=== AIM ===
Below is some material; set it all down exactly, apart from the pictures.

=== RECORD EXTRACTS ===
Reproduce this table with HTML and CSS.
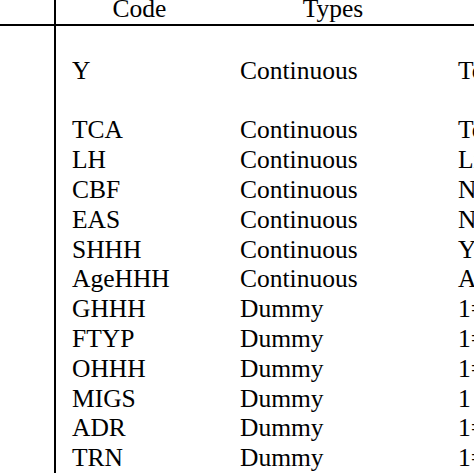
FILE: index.html
```html
<!DOCTYPE html>
<html lang="en">
<head>
<meta charset="utf-8">
<title>Variables table</title>
<link rel="stylesheet" href="styles.css">
</head>
<body>
<div class="sheet">
  <div class="row head">
    <div class="lead"></div>
    <div class="c code">Code</div>
    <div class="c type">Types</div>
    <div class="c desc"></div>
  </div>
  <div class="row"><div class="lead"></div><div class="c"></div><div class="c"></div><div class="c"></div></div>
  <div class="row"><div class="lead"></div><div class="c">Y</div><div class="c">Continuous</div><div class="c">Total income</div></div>
  <div class="row"><div class="lead"></div><div class="c"></div><div class="c"></div><div class="c"></div></div>
  <div class="row"><div class="lead"></div><div class="c">TCA</div><div class="c">Continuous</div><div class="c">Total cultivated area</div></div>
  <div class="row"><div class="lead"></div><div class="c">LH</div><div class="c">Continuous</div><div class="c">Livestock holding</div></div>
  <div class="row"><div class="lead"></div><div class="c">CBF</div><div class="c">Continuous</div><div class="c">Number of bank facilities</div></div>
  <div class="row"><div class="lead"></div><div class="c">EAS</div><div class="c">Continuous</div><div class="c">Number of extension visits</div></div>
  <div class="row"><div class="lead"></div><div class="c">SHHH</div><div class="c">Continuous</div><div class="c">Years of schooling</div></div>
  <div class="row"><div class="lead"></div><div class="c">AgeHHH</div><div class="c">Continuous</div><div class="c">Age of household head</div></div>
  <div class="row"><div class="lead"></div><div class="c">GHHH</div><div class="c">Dummy</div><div class="c">1=male, 0=female</div></div>
  <div class="row"><div class="lead"></div><div class="c">FTYP</div><div class="c">Dummy</div><div class="c">1=joint, 0=nuclear</div></div>
  <div class="row"><div class="lead"></div><div class="c">OHHH</div><div class="c">Dummy</div><div class="c">1=farming, 0=otherwise</div></div>
  <div class="row"><div class="lead"></div><div class="c">MIGS</div><div class="c">Dummy</div><div class="c">1 if migrated, 0 otherwise</div></div>
  <div class="row"><div class="lead"></div><div class="c">ADR</div><div class="c">Dummy</div><div class="c">1=access, 0=otherwise</div></div>
  <div class="row"><div class="lead"></div><div class="c">TRN</div><div class="c">Dummy</div><div class="c">1=trained, 0=otherwise</div></div>
</div>
</body>
</html>
```

FILE: styles.css
```css
html, body {
  margin: 0;
  padding: 0;
  overflow: hidden;
  background: #fff;
}

.sheet {
  width: 760px;
  margin-top: -6px;
  font-family: "Liberation Serif", "Times New Roman", serif;
  font-size: 25.5px;
  color: #000;
}

.row {
  display: grid;
  grid-template-columns: 56px 167px 220px 317px;
  height: 29.8px;
  line-height: 29.8px;
  white-space: nowrap;
}

.row.head {
  height: 30px;
  line-height: 30px;
  border-bottom: 2px solid #000;
}

.lead {
  border-right: 2px solid #000;
}

.c {
  padding-left: 16px;
}

.row > .c:nth-child(3) {
  padding-left: 17px;
}

.row > .c:nth-child(4) {
  padding-left: 15px;
}

.head .code,
.head .type {
  text-align: center;
}

.head > .c:nth-child(2),
.head > .c:nth-child(3) {
  padding-left: 0;
}
```
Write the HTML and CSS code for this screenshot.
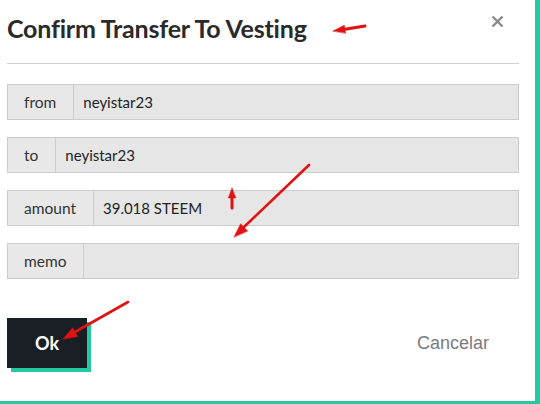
FILE: index.html
```html
<!DOCTYPE html>
<html>
<head>
<meta charset="utf-8">
<link rel="stylesheet" href="styles.css">
</head>
<body>
<div class="modal">
  <div class="header">
    <h1 class="title">Confirm Transfer To Vesting</h1>
    <button class="close" aria-label="close">
      <svg width="13" height="13" viewBox="0 0 13 13"><path d="M1.5 1.5L11.5 11.5M11.5 1.5L1.5 11.5" stroke="#8a8a8a" stroke-width="2.4" stroke-linecap="butt"/></svg>
    </button>
  </div>
  <hr class="divider">
  <div class="fields">
    <div class="group"><span class="addon">from</span><span class="value">neyistar23</span></div>
    <div class="group"><span class="addon">to</span><span class="value">neyistar23</span></div>
    <div class="group"><span class="addon">amount</span><span class="value">39.018 STEEM</span></div>
    <div class="group"><span class="addon">memo</span><span class="value"></span></div>
  </div>
  <div class="footer">
    <button class="ok">Ok</button>
    <button class="cancel">Cancelar</button>
  </div>
  <svg class="annotations" width="540" height="404" viewBox="0 0 540 404">
    <g fill="#e01212" stroke="#e01212" stroke-linecap="round">
      <line x1="365" y1="26" x2="345" y2="29.2" stroke-width="3"/>
      <polygon points="333,31 344.3,25.2 345.5,33.1" stroke-width="0.5"/>
      <line x1="232" y1="197" x2="232" y2="208" stroke-width="3"/>
      <polygon points="232,188 228.3,198 235.7,198" stroke-width="0.5"/>
      <line x1="309" y1="165" x2="244" y2="227" stroke-width="2.6"/>
      <polygon points="234,237 240.6,223.7 247.6,230.9" stroke-width="0.5"/>
      <line x1="128" y1="302" x2="75" y2="332" stroke-width="2.6"/>
      <polygon points="63,339 72.7,327.8 77.7,336.4" stroke-width="0.5"/>
    </g>
  </svg>
</div>
</body>
</html>
```

FILE: styles.css
```css
* { box-sizing: border-box; }
html, body { margin: 0; padding: 0; background: #fff; }
body { width: 540px; height: 404px; overflow: hidden; font-family: Lato, "Open Sans", sans-serif; }

.modal {
  position: relative;
  width: 540px;
  height: 404px;
  background: #fff;
  border-right: 5px solid #22c9a3;
  border-bottom: 3px solid #22c9a3;
  padding: 0 16px 0 7px;
}

.header {
  display: flex;
  justify-content: space-between;
  align-items: flex-start;
}
.title {
  margin: 0;
  padding-top: 13px;
  font-size: 25px;
  line-height: 30px;
  font-weight: 700;
  color: #2a2a2a;
  letter-spacing: -0.2px;
}
.close {
  border: 0;
  background: none;
  padding: 0;
  margin: 15px 15px 0 0;
  width: 13px;
  height: 13px;
  display: flex;
}

.divider {
  margin: 20px 0 0 0;
  border: 0;
  border-top: 1px solid #cfcfcf;
  height: 0;
}

.fields {
  display: flex;
  flex-direction: column;
  gap: 17px;
  margin-top: 20px;
}
.group {
  display: flex;
  height: 36px;
  border: 1px solid #cccccc;
  background: #e6e6e6;
}
.addon {
  display: flex;
  align-items: center;
  padding: 0 17px 0 16px;
  border-right: 1px solid #cccccc;
  background: #e8e8e8;
  color: #333;
  font-size: 15.5px;
}
.value {
  flex: 1;
  display: flex;
  align-items: center;
  padding-left: 9px;
  color: #222;
  font-size: 15px;
}

.footer {
  display: flex;
  justify-content: space-between;
  align-items: center;
  margin-top: 39px;
}
.ok {
  width: 80px;
  height: 50px;
  border: 0;
  background: #1a1f26;
  color: #fff;
  font-family: Lato, sans-serif;
  font-weight: 700;
  font-size: 18px;
  box-shadow: 4px 4px 0 #22c9a3;
  padding: 0;
}
.cancel {
  border: 0;
  background: none;
  color: #777b80;
  font-family: "Liberation Sans", Arial, sans-serif;
  font-size: 18px;
  padding: 0 30px 0 0;
}

.annotations {
  position: absolute;
  left: 0;
  top: 0;
  pointer-events: none;
}
```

=== RESULT BELOW ===
Reproduce this table with HTML and CSS.
FILE: index.html
```html
<!DOCTYPE html>
<html lang="en">
<head>
<meta charset="utf-8">
<title>Variables table</title>
<link rel="stylesheet" href="styles.css">
</head>
<body>
<div class="sheet">
  <div class="row head">
    <div class="lead"></div>
    <div class="c code">Code</div>
    <div class="c type">Types</div>
    <div class="c desc"></div>
  </div>
  <div class="row"><div class="lead"></div><div class="c"></div><div class="c"></div><div class="c"></div></div>
  <div class="row"><div class="lead"></div><div class="c">Y</div><div class="c">Continuous</div><div class="c">Total income</div></div>
  <div class="row"><div class="lead"></div><div class="c"></div><div class="c"></div><div class="c"></div></div>
  <div class="row"><div class="lead"></div><div class="c">TCA</div><div class="c">Continuous</div><div class="c">Total cultivated area</div></div>
  <div class="row"><div class="lead"></div><div class="c">LH</div><div class="c">Continuous</div><div class="c">Livestock holding</div></div>
  <div class="row"><div class="lead"></div><div class="c">CBF</div><div class="c">Continuous</div><div class="c">Number of bank facilities</div></div>
  <div class="row"><div class="lead"></div><div class="c">EAS</div><div class="c">Continuous</div><div class="c">Number of extension visits</div></div>
  <div class="row"><div class="lead"></div><div class="c">SHHH</div><div class="c">Continuous</div><div class="c">Years of schooling</div></div>
  <div class="row"><div class="lead"></div><div class="c">AgeHHH</div><div class="c">Continuous</div><div class="c">Age of household head</div></div>
  <div class="row"><div class="lead"></div><div class="c">GHHH</div><div class="c">Dummy</div><div class="c">1=male, 0=female</div></div>
  <div class="row"><div class="lead"></div><div class="c">FTYP</div><div class="c">Dummy</div><div class="c">1=joint, 0=nuclear</div></div>
  <div class="row"><div class="lead"></div><div class="c">OHHH</div><div class="c">Dummy</div><div class="c">1=farming, 0=otherwise</div></div>
  <div class="row"><div class="lead"></div><div class="c">MIGS</div><div class="c">Dummy</div><div class="c">1 if migrated, 0 otherwise</div></div>
  <div class="row"><div class="lead"></div><div class="c">ADR</div><div class="c">Dummy</div><div class="c">1=access, 0=otherwise</div></div>
  <div class="row"><div class="lead"></div><div class="c">TRN</div><div class="c">Dummy</div><div class="c">1=trained, 0=otherwise</div></div>
</div>
</body>
</html>
```

FILE: styles.css
```css
html, body {
  margin: 0;
  padding: 0;
  overflow: hidden;
  background: #fff;
}

.sheet {
  width: 760px;
  margin-top: -6px;
  font-family: "Liberation Serif", "Times New Roman", serif;
  font-size: 25.5px;
  color: #000;
}

.row {
  display: grid;
  grid-template-columns: 56px 167px 220px 317px;
  height: 29.8px;
  line-height: 29.8px;
  white-space: nowrap;
}

.row.head {
  height: 30px;
  line-height: 30px;
  border-bottom: 2px solid #000;
}

.lead {
  border-right: 2px solid #000;
}

.c {
  padding-left: 16px;
}

.row > .c:nth-child(3) {
  padding-left: 17px;
}

.row > .c:nth-child(4) {
  padding-left: 15px;
}

.head .code,
.head .type {
  text-align: center;
}

.head > .c:nth-child(2),
.head > .c:nth-child(3) {
  padding-left: 0;
}
```
Write the HTML and CSS code for this screenshot.
FILE: index.html
```html
<!DOCTYPE html>
<html>
<head>
<meta charset="utf-8">
<link rel="stylesheet" href="styles.css">
</head>
<body>
<div class="modal">
  <div class="header">
    <h1 class="title">Confirm Transfer To Vesting</h1>
    <button class="close" aria-label="close">
      <svg width="13" height="13" viewBox="0 0 13 13"><path d="M1.5 1.5L11.5 11.5M11.5 1.5L1.5 11.5" stroke="#8a8a8a" stroke-width="2.4" stroke-linecap="butt"/></svg>
    </button>
  </div>
  <hr class="divider">
  <div class="fields">
    <div class="group"><span class="addon">from</span><span class="value">neyistar23</span></div>
    <div class="group"><span class="addon">to</span><span class="value">neyistar23</span></div>
    <div class="group"><span class="addon">amount</span><span class="value">39.018 STEEM</span></div>
    <div class="group"><span class="addon">memo</span><span class="value"></span></div>
  </div>
  <div class="footer">
    <button class="ok">Ok</button>
    <button class="cancel">Cancelar</button>
  </div>
  <svg class="annotations" width="540" height="404" viewBox="0 0 540 404">
    <g fill="#e01212" stroke="#e01212" stroke-linecap="round">
      <line x1="365" y1="26" x2="345" y2="29.2" stroke-width="3"/>
      <polygon points="333,31 344.3,25.2 345.5,33.1" stroke-width="0.5"/>
      <line x1="232" y1="197" x2="232" y2="208" stroke-width="3"/>
      <polygon points="232,188 228.3,198 235.7,198" stroke-width="0.5"/>
      <line x1="309" y1="165" x2="244" y2="227" stroke-width="2.6"/>
      <polygon points="234,237 240.6,223.7 247.6,230.9" stroke-width="0.5"/>
      <line x1="128" y1="302" x2="75" y2="332" stroke-width="2.6"/>
      <polygon points="63,339 72.7,327.8 77.7,336.4" stroke-width="0.5"/>
    </g>
  </svg>
</div>
</body>
</html>
```

FILE: styles.css
```css
* { box-sizing: border-box; }
html, body { margin: 0; padding: 0; background: #fff; }
body { width: 540px; height: 404px; overflow: hidden; font-family: Lato, "Open Sans", sans-serif; }

.modal {
  position: relative;
  width: 540px;
  height: 404px;
  background: #fff;
  border-right: 5px solid #22c9a3;
  border-bottom: 3px solid #22c9a3;
  padding: 0 16px 0 7px;
}

.header {
  display: flex;
  justify-content: space-between;
  align-items: flex-start;
}
.title {
  margin: 0;
  padding-top: 13px;
  font-size: 25px;
  line-height: 30px;
  font-weight: 700;
  color: #2a2a2a;
  letter-spacing: -0.2px;
}
.close {
  border: 0;
  background: none;
  padding: 0;
  margin: 15px 15px 0 0;
  width: 13px;
  height: 13px;
  display: flex;
}

.divider {
  margin: 20px 0 0 0;
  border: 0;
  border-top: 1px solid #cfcfcf;
  height: 0;
}

.fields {
  display: flex;
  flex-direction: column;
  gap: 17px;
  margin-top: 20px;
}
.group {
  display: flex;
  height: 36px;
  border: 1px solid #cccccc;
  background: #e6e6e6;
}
.addon {
  display: flex;
  align-items: center;
  padding: 0 17px 0 16px;
  border-right: 1px solid #cccccc;
  background: #e8e8e8;
  color: #333;
  font-size: 15.5px;
}
.value {
  flex: 1;
  display: flex;
  align-items: center;
  padding-left: 9px;
  color: #222;
  font-size: 15px;
}

.footer {
  display: flex;
  justify-content: space-between;
  align-items: center;
  margin-top: 39px;
}
.ok {
  width: 80px;
  height: 50px;
  border: 0;
  background: #1a1f26;
  color: #fff;
  font-family: Lato, sans-serif;
  font-weight: 700;
  font-size: 18px;
  box-shadow: 4px 4px 0 #22c9a3;
  padding: 0;
}
.cancel {
  border: 0;
  background: none;
  color: #777b80;
  font-family: "Liberation Sans", Arial, sans-serif;
  font-size: 18px;
  padding: 0 30px 0 0;
}

.annotations {
  position: absolute;
  left: 0;
  top: 0;
  pointer-events: none;
}
```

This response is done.